Wednesday, May 06, 2009

Stateful vs. Stateless Services

From a runtime point of view it is advantageous to have stateless services. Statelessness - from a conceptual point of view -- means that the service does not "remember" state between consecutive invocations. Of course, the service may still store information in the DB backend. The important point, however, is that this state is not within the service instance or the service volatile memory.

Clearly, stateless services do scale better: Additional instances of the service can be fired up to cope with increased load. They can also deal better with failover situations. A client request may be routed to an alternative instance transparently when the original instance goes down.

However, sometimes stateful services do make sense from a modelling perspective. Nicolai Josuttis, for example, describes a shopping cart service. For this type of service, a client would expect to successively call operations to add new items.

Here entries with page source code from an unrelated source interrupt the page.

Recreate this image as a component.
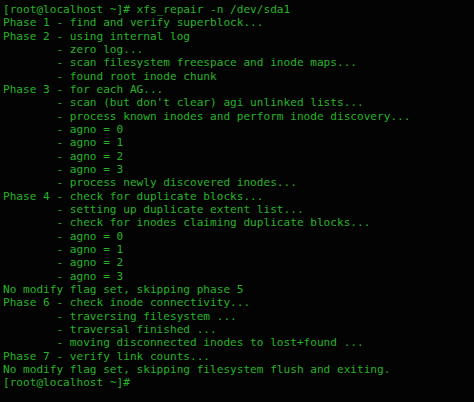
const lines: string[] = [
  "[root@localhost ~]# xfs_repair -n /dev/sda1",
  "Phase 1 - find and verify superblock...",
  "Phase 2 - using internal log",
  "        - zero log...",
  "        - scan filesystem freespace and inode maps...",
  "        - found root inode chunk",
  "Phase 3 - for each AG...",
  "        - scan (but don't clear) agi unlinked lists...",
  "        - process known inodes and perform inode discovery...",
  "        - agno = 0",
  "        - agno = 1",
  "        - agno = 2",
  "        - agno = 3",
  "        - process newly discovered inodes...",
  "Phase 4 - check for duplicate blocks...",
  "        - setting up duplicate extent list...",
  "        - check for inodes claiming duplicate blocks...",
  "        - agno = 0",
  "        - agno = 1",
  "        - agno = 2",
  "        - agno = 3",
  "No modify flag set, skipping phase 5",
  "Phase 6 - check inode connectivity...",
  "        - traversing filesystem ...",
  "        - traversal finished ...",
  "        - moving disconnected inodes to lost+found ...",
  "Phase 7 - verify link counts...",
  "No modify flag set, skipping filesystem flush and exiting.",
  "[root@localhost ~]#",
];

export default function App() {
  return (
    <div className="w-[474px] h-[402px] overflow-hidden bg-[#030303] pl-[3px] pt-[3px]">
      <pre className="font-['DejaVu_Sans_Mono',monospace] text-[11.1px] leading-[13.33px] text-[#27b327]">
        {lines.map((l, i) => (
          <div key={i}>{l}</div>
        ))}
      </pre>
    </div>
  );
}
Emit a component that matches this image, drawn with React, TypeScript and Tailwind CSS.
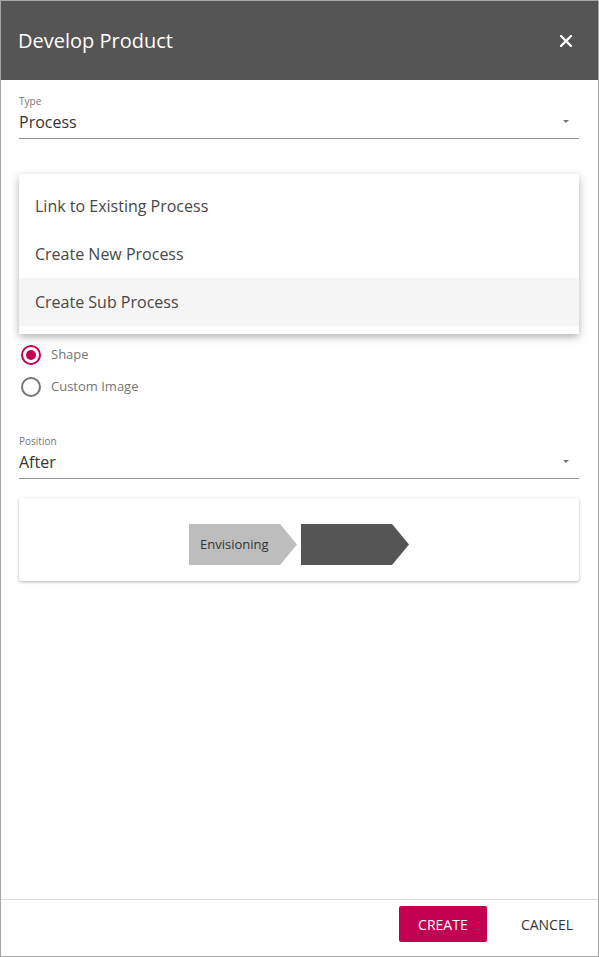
import React from 'react';

const menuItems = ['Link to Existing Process', 'Create New Process', 'Create Sub Process'];

function SelectField({ label, value }: { label: string; value: string }) {
    return (
        <div>
            <div className="h-[12px] text-[10px] leading-[12px] text-[#757575]">{label}</div>
            <div className="mt-[3px] flex items-center justify-between border-b border-[#949494] pb-[4px]">
                <span className="h-[24px] text-[16px] leading-[24px] text-[#333333]">{value}</span>
                {/* tiny caret */}
                <svg width="6" height="4" viewBox="0 0 6 4" className="mr-[10px]">
                    <path d="M0 0 L6 0 L3 3 Z" fill="#757575" />
                </svg>
            </div>
        </div>
    );
}

function Radio({ label, checked }: { label: string; checked?: boolean }) {
    return (
        <div className="flex h-[32px] items-center">
            <span
                className={`ml-[2px] flex h-[20px] w-[20px] items-center justify-center rounded-full border-2 ${
                    checked ? 'border-[#c40052]' : 'border-[#757575]'
                }`}>
                {checked && <span className="h-[10px] w-[10px] rounded-full bg-[#c40052]" />}
            </span>
            <span className="ml-[10px] text-[13px] text-[#757575]">{label}</span>
        </div>
    );
}

export default function App() {
    return (
        <div className="flex h-[957px] w-[599px] flex-col border border-[#a6a6a6] bg-white font-['Open_Sans',sans-serif]">
            {/* Header */}
            <div className="flex h-[79px] shrink-0 items-center justify-between bg-[#555555] pl-[17px] pr-[26px]">
                <h1 className="text-[20px] text-white">Develop Product</h1>
                <svg width="12" height="12" viewBox="0 0 12 12">
                    <path d="M1 1 L11 11 M11 1 L1 11" stroke="white" strokeWidth="2.4" strokeLinecap="round" />
                </svg>
            </div>

            {/* Body */}
            <div className="flex-1 pl-[18px] pr-[19px] pt-[15px]">
                <SelectField label="Type" value="Process" />

                {/* Open dropdown menu overlays the field below */}
                <div className="relative h-[200px]">
                    <div className="absolute left-0 right-0 top-[35px] z-10 bg-white py-[8px] shadow-[0_3px_8px_rgba(0,0,0,0.3)]">
                        {menuItems.map((item, i) => (
                            <div
                                key={item}
                                className={`flex h-[48px] items-center px-[16px] text-[16px] text-[#474747] ${
                                    i === 2 ? 'bg-[#f5f5f5]' : ''
                                }`}>
                                {item}
                            </div>
                        ))}
                    </div>
                </div>

                <Radio label="Shape" checked />
                <Radio label="Custom Image" />

                <div className="mt-[32px]">
                    <SelectField label="Position" value="After" />
                </div>

                {/* Preview */}
                <div className="mt-[19px] flex h-[83px] justify-center gap-[4px] rounded-[2px] bg-white pt-[26px] shadow-[0_1px_3px_rgba(0,0,0,0.3)]">
                    <div className="flex h-[41px] w-[108px] items-center bg-[#bdbdbd] pl-[11px] text-[13px] text-[#333333] [clip-path:polygon(0_0,91px_0,108px_50%,91px_100%,0_100%)]">
                        Envisioning
                    </div>
                    <div className="h-[41px] w-[108px] bg-[#555555] [clip-path:polygon(0_0,91px_0,108px_50%,91px_100%,0_100%)]" />
                </div>
            </div>

            {/* Footer */}
            <div className="flex h-[57px] shrink-0 items-start justify-end border-t border-[#dddddd] pr-[9px] pt-[6px]">
                <button className="h-[36px] w-[88px] rounded-[2px] bg-[#c40052] text-[14px] text-white">CREATE</button>
                <button className="ml-[18px] h-[36px] px-[16px] text-[14px] text-[#333333]">CANCEL</button>
            </div>
        </div>
    );
}
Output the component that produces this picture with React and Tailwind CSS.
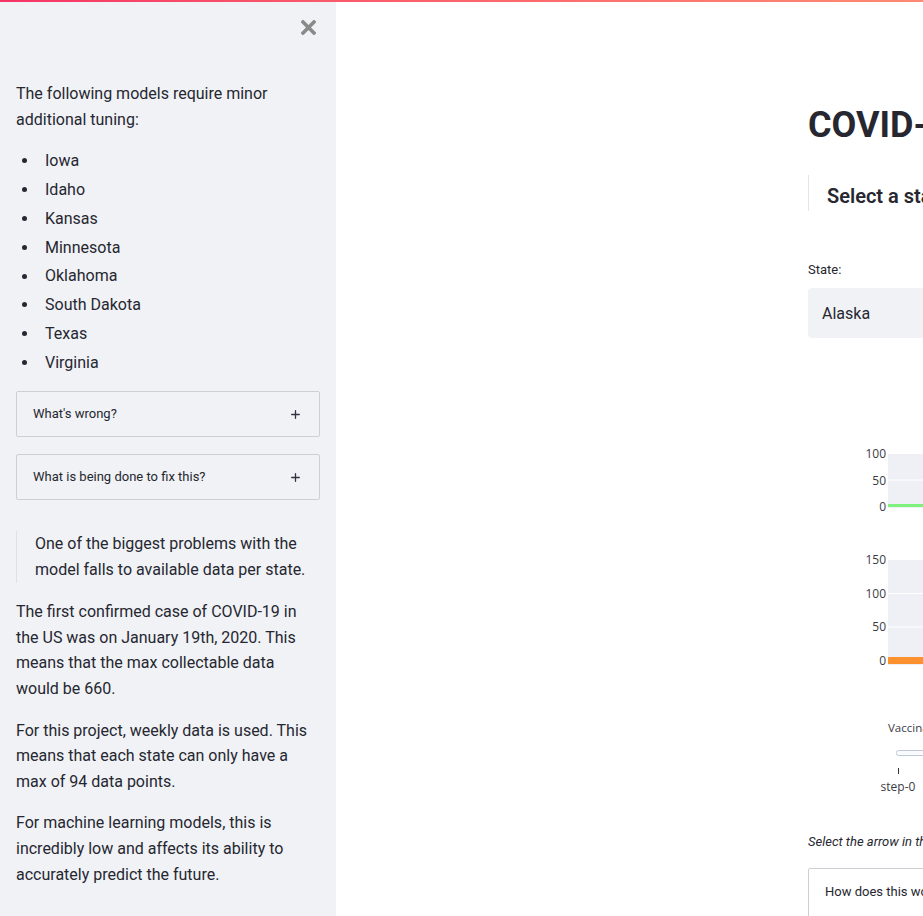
import { Plus } from 'lucide-react';

const states = ['Iowa', 'Idaho', 'Kansas', 'Minnesota', 'Oklahoma', 'South Dakota', 'Texas', 'Virginia'];

const Expander = ({ label }) => (
    <div className="h-[46px] border border-[#cdcfd4] rounded-[2px] flex items-center justify-between pl-4 pr-[17px]">
        <span className="text-[13px] text-[#262730]">{label}</span>
        <Plus size={13} strokeWidth={2.4} className="text-[#31333f]" />
    </div>
);

const Chart = () => (
    <svg width="700" height="360" className="block" style={{ fontFamily: '"Open Sans", sans-serif' }}>
        {/* top subplot */}
        <rect x="80" y="14" width="620" height="54" fill="#eef0f5" />
        <line x1="80" x2="700" y1="40" y2="40" stroke="#ffffff" strokeWidth="1" />
        <line x1="80" x2="700" y1="65.5" y2="65.5" stroke="#7ef27c" strokeWidth="3" />
        <text x="78" y="18" textAnchor="end" fontSize="12" fill="#3a3b45">100</text>
        <text x="78" y="45" textAnchor="end" fontSize="12" fill="#3a3b45">50</text>
        <text x="78" y="71" textAnchor="end" fontSize="12" fill="#3a3b45">0</text>

        {/* bottom subplot */}
        <rect x="80" y="120" width="620" height="105" fill="#eef0f5" />
        <line x1="80" x2="700" y1="153.5" y2="153.5" stroke="#ffffff" strokeWidth="1" />
        <line x1="80" x2="700" y1="187" y2="187" stroke="#ffffff" strokeWidth="1" />
        <rect x="80" y="217" width="620" height="7" fill="#fd912f" />
        <text x="78" y="124" textAnchor="end" fontSize="12" fill="#3a3b45">150</text>
        <text x="78" y="158" textAnchor="end" fontSize="12" fill="#3a3b45">100</text>
        <text x="78" y="191" textAnchor="end" fontSize="12" fill="#3a3b45">50</text>
        <text x="78" y="225" textAnchor="end" fontSize="12" fill="#3a3b45">0</text>

        {/* slider */}
        <text x="80" y="292" fontSize="11.5" fill="#3a3b45">Vaccinations: step-0</text>
        <rect x="88.5" y="310.5" width="600" height="5" rx="2" fill="#f8fafc" stroke="#bec8d9" />
        <line x1="90.5" x2="90.5" y1="328" y2="334" stroke="#333" strokeWidth="1" />
        <text x="90" y="351" textAnchor="middle" fontSize="12" fill="#3a3b45">step-0</text>
    </svg>
);

const App = () => {
    return (
        <div className="relative w-[923px] h-[916px] overflow-hidden bg-white text-[#262730]" style={{ fontFamily: 'Roboto, "Liberation Sans", sans-serif' }}>
            <div className="absolute top-0 left-0 right-0 h-[2px] bg-gradient-to-r from-[#f63366] to-[#fd8a72] z-10" />
            <div className="flex h-full">
                {/* sidebar */}
                <aside className="w-[336px] shrink-0 h-full bg-[#f0f2f6] px-4">
                    <div className="flex justify-end pt-[20px] pr-[4px]">
                        <svg width="15" height="15" viewBox="0 0 15 15" className="text-[#8a8a8a]">
                            <path d="M2 2 L13 13 M13 2 L2 13" stroke="currentColor" strokeWidth="3.6" strokeLinecap="square" />
                        </svg>
                    </div>
                    <div className="mt-[46px] text-[16px] leading-[25.6px]">
                        <p className="mb-4">The following models require minor additional tuning:</p>
                        <ul className="mb-4">
                            {states.map((s) => (
                                <li key={s} className="mb-[3.2px] flex items-center">
                                    <span className="w-[5px] h-[5px] rounded-full bg-[#262730] ml-[6px] mr-[18px]" />
                                    {s}
                                </li>
                            ))}
                        </ul>
                        <Expander label="What's wrong?" />
                        <div className="h-[17px]" />
                        <Expander label="What is being done to fix this?" />
                        <div className="mt-[31px] border-l border-[#dfe1e5] pl-[18px] leading-[26px]">
                            One of the biggest problems with the model falls to available data per state.
                        </div>
                        <p className="mt-4">The first confirmed case of COVID-19 in the US was on January 19th, 2020. This means that the max collectable data would be 660.</p>
                        <p className="mt-4">For this project, weekly data is used. This means that each state can only have a max of 94 data points.</p>
                        <p className="mt-4">For machine learning models, this is incredibly low and affects its ability to accurately predict the future.</p>
                    </div>
                </aside>

                {/* main */}
                <main className="flex-1 h-full overflow-hidden">
                    <div className="ml-[472px] w-[700px] pt-[104px] flex flex-col">
                        <h1 className="text-[36px] leading-[43px] font-bold whitespace-nowrap">COVID-19 Vaccination Forecast</h1>
                        <div className="mt-[28px] h-[36px] border-l border-[#e4e5e8] pl-[18px]">
                            <div className="mt-[6px] text-[20px] leading-[30px] font-semibold whitespace-nowrap">Select a state to view its vaccination forecast</div>
                        </div>
                        <label className="mt-[51px] text-[13px] leading-[16px]">State:</label>
                        <div className="mt-[10px] h-[50px] bg-[#f0f2f6] rounded-[4px] flex items-center pl-[14px] pt-[1px] text-[16px]">Alaska</div>
                        <div className="mt-[102px]">
                            <Chart />
                        </div>
                        <p className="mt-[32px] text-[13px] leading-[20px] italic whitespace-nowrap">Select the arrow in the slider above to play the animation over time.</p>
                        <div className="mt-[16px] h-[60px] border border-[#cdcfd4] rounded-[2px] pl-4 pt-[13px] text-[13px]">How does this work?</div>
                    </div>
                </main>
            </div>
        </div>
    );
};

export default App;
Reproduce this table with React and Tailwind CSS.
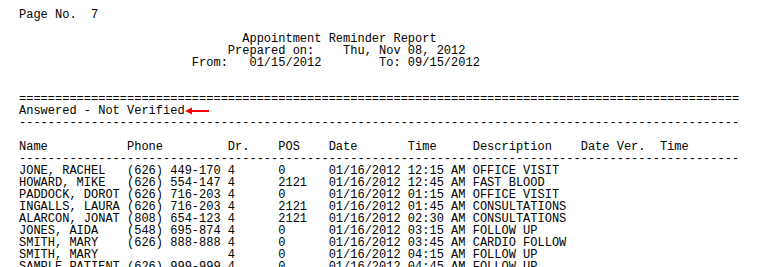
import React from 'react';

const rows = [
  ['JONE, RACHEL', '(626) 449-170', '4', '0', '01/16/2012', '12:15 AM', 'OFFICE VISIT'],
  ['HOWARD, MIKE', '(626) 554-147', '4', '2121', '01/16/2012', '12:45 AM', 'FAST BLOOD'],
  ['PADDOCK, DOROT', '(626) 716-203', '4', '0', '01/16/2012', '01:15 AM', 'OFFICE VISIT'],
  ['INGALLS, LAURA', '(626) 716-203', '4', '2121', '01/16/2012', '01:45 AM', 'CONSULTATIONS'],
  ['ALARCON, JONAT', '(808) 654-123', '4', '2121', '01/16/2012', '02:30 AM', 'CONSULTATIONS'],
  ['JONES, AIDA', '(548) 695-874', '4', '0', '01/16/2012', '03:15 AM', 'FOLLOW UP'],
  ['SMITH, MARY', '(626) 888-888', '4', '0', '01/16/2012', '03:45 AM', 'CARDIO FOLLOW'],
  ['SMITH, MARY', '', '4', '0', '01/16/2012', '04:15 AM', 'FOLLOW UP'],
  ['SAMPLE PATIENT', '(626) 999-999', '4', '0', '01/16/2012', '04:45 AM', 'FOLLOW UP'],
];

// fixed-width report line, same column stops as the printed report
const line = ([name, phone, dr, pos, date, time, desc]) =>
  name.padEnd(15) + phone.padEnd(14) + dr.padEnd(7) + pos.padEnd(7) + date.padEnd(11) + time.padEnd(9) + desc;

const ArrowLeft = () => (
  <svg width="24" height="8" viewBox="0 0 24 8" className="inline-block align-[-1px]">
    <path d="M0 4 L7 0.5 L7 7.5 Z" fill="#ff0000" />
    <rect x="6" y="3" width="18" height="2" fill="#ff0000" />
  </svg>
);

export default function App() {
  return (
    <div className="w-[758px] h-[267px] overflow-hidden bg-white pl-[19px] pt-[9px] text-black font-['Liberation_Mono','Courier_New',monospace] text-[12px] leading-[12px]">
      <pre className="font-[inherit]">
        {'Page No.  7\n'}
        {'\n'}
        {'                               Appointment Reminder Report\n'}
        {'                             Prepared on:    Thu, Nov 08, 2012\n'}
        {'                        From:   01/15/2012        To: 09/15/2012\n'}
        {'\n'}
        {'\n'}
        {'='.repeat(100) + '\n'}
        {'Answered - Not Verified'}
        <ArrowLeft />
        {'\n'}
        {'-'.repeat(100) + '\n'}
        {'\n'}
        {'Name           Phone         Dr.    POS    Date       Time     Description    Date Ver.  Time\n'}
        {'-'.repeat(100) + '\n'}
        {rows.map((r) => line(r) + '\n').join('')}
      </pre>
    </div>
  );
}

A stateful service may be implemented as a stateless service: either by sending all relevant information (eg the shopping cart contents) with every request or by sending a session ID with every request and keeping the shopping cart contents in the DB. Or a "real" stateful service keeps the shopping cart state in memory - this requires session affinity: ie, each successive request by a given client must be routed to the same service instance. When this instance goes down, the user must start their shopping trip all over again -- possibly an acceptable tradeoff in an eCommerce application. Nicolai Josuttis works out the associated tradeoffs (state in frontend, state in service, state in backend) really nicely in his book (p.195).

6 comments:

Herbjörn Wilhelmsen said...

State can also be saved in a database or another kind of storage outside the service. It would be considered state if it is not permanent. This is referred to as using a State Repository http://www.soapatterns.org/state_repository.asp

Thomas Rischbeck said...

I agree - a "stateful" service could become temporarily "stateless" by swapping out operational state into the DB according to http://www.soaprinciples.com/service_statelessness.asp.

I wonder: would the service then benefit from the failover and scalability advantages of stateless services?

Herbjörn Wilhelmsen said...

Not as much as a true stateless service, but it scales OK. To scale even more you can scale the state repositories as well - but then you have data in multiple places.

And when that happens you should beware of CAP! http://www.infoq.com/news/2008/01/consistency-vs-availability

Unknown said...

Is the output of one state which is given to user can also be used by user again for some other query to service.
Is these state information is reusable by customer?

The Lighthouse Keeper said...

I stumbled on this piece - very good explanation. I think in the end it might depend on which flavor of statefulness is less expensive - the I/O requirements of using the database as the instance's memory, or allocating enough buffer for the stateful instance that no data hits the external DB until the transaction is complete. Interesting topic, though.